What does the word transparency mean within the data management profession? Transparency is the degree to which your organization communicates to your producers and consumers of data management information. It's easy to declare that you are open when in reality you are not. You are not open because you protect the very essence of your existence through various means of command and control. Take the simplest example - metadata. For years, I have heard from data professionals that metadata is a database technology and not to be used by other technology groups. Metadata is data about data and nothing else. You cannot use metadata to describe Web pages, services or systems. Why? Not because there isn't a tremendous amount of value in the metadata, but rather, because data professionals are the only ones with the expertise. Of course, that's unfair. Or is it?
One of the main benefits of transparency is accountability and the inability to hide behind a process or technology. We want to have public discussions and share knowledge about the data environment, not close it down and protect it. We are addicted to email, which is a one-to-one communication medium, and repository applications, which are one-to-many communications. The data model is a one-to-many communication medium, although in most companies it's more like one-to-few. These are legacy type communication media that must be transformed within the next few years.
When you open up your organization, then you allow a deep visibility into your processes and deliverables. For your customers, you can show how you delivered the products and services. This allows another set of eyes to evaluate your business model as well as develops deeper relationships with your customers. Hence, you develop trust and partnerships with the very group that generates value from your efforts. Most of us have producers that we serve alongside consumers. Producers want to see inside your group as well. What are you doing with the data definitions or business rules you collected? How and where is the information being accessed by your customer base? We create bonds and actually act as an intermediary, not as a barrier to progression.
Here are a few key reasons that data management organizations need to get transparent.

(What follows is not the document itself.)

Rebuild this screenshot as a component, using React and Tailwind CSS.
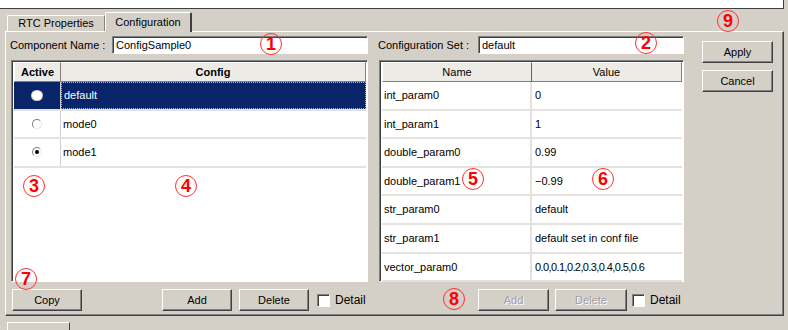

Transparency engages the enterprise. One of the most important aspects of productivity is to engage the passion of every employee. It you can tap the energy and get focused on a specific business objective, magic happens. Social software engages employees in a conversation, which, in turn, will engage them into the data business. Data professionals want to be part of something bigger than themselves, and this communication medium will provide that opportunity.
Open organizations perform better than closed ones. Clearly, when you get more people involved and share information, the level of productivity increases. The more people contribute to the body of knowledge, the better the information provided will become. There are hundreds, if not thousands, that have data experience within your enterprise. Due to mergers or priorities, they may not have direct responsibility for the data management function. However, their experience can be invaluable to the overall project.
Transparent groups generate more value to a wider audience. If you study the actual usage of data management deliverables, you will have to admit that the usage is quite low. In most cases, very low usage doesn't really enable a huge amount of reuse or knowledge exchange. Like Wikipedia, the more people that access and update information, the higher the quality of information that emerges. Data management deliverables evolve to what the customer needs, not what we tell them they need.
Transparency lowers the cost of data management. Cutting costs is a central theme of business and IT today. Data management can be expensive, depending on the size of the program and resources required. Utilizing collaborative applications lowers the cost of business by improving productivity, increasing the speed of delivery and eliminating corporate friction. Social networking tools allow you to locate other resources that can help you or communicate your message.
Data Quality Improves with Many Eyes
In the open source world, they have a saying, "All bugs are shallow with many eyes." Basically, this means that if you have enough people looking at a problem, then the solution will be straightforward. With a distributed workload, no single person will be burdened by the entire issue. The same thing applies in the data management world. How long would it take you to locate a data quality problem if 5,000 people are looking for it? I remember my very first data quality audit, where we created a collection of 20 edits for the customer master file. The problems were so bad that we generated 15,000 edit cards. One afternoon, all 125 employees spent two hours fixing and correcting the problems. From then on, we only had about 10 errors per day and a near perfect data environment.
Transparency is the key for long-term value-add for the data management organization. Change is coming; you can either be on the leading edge or wait till management thinks it's a good idea. Hopefully, it won't be too late by the time they come around.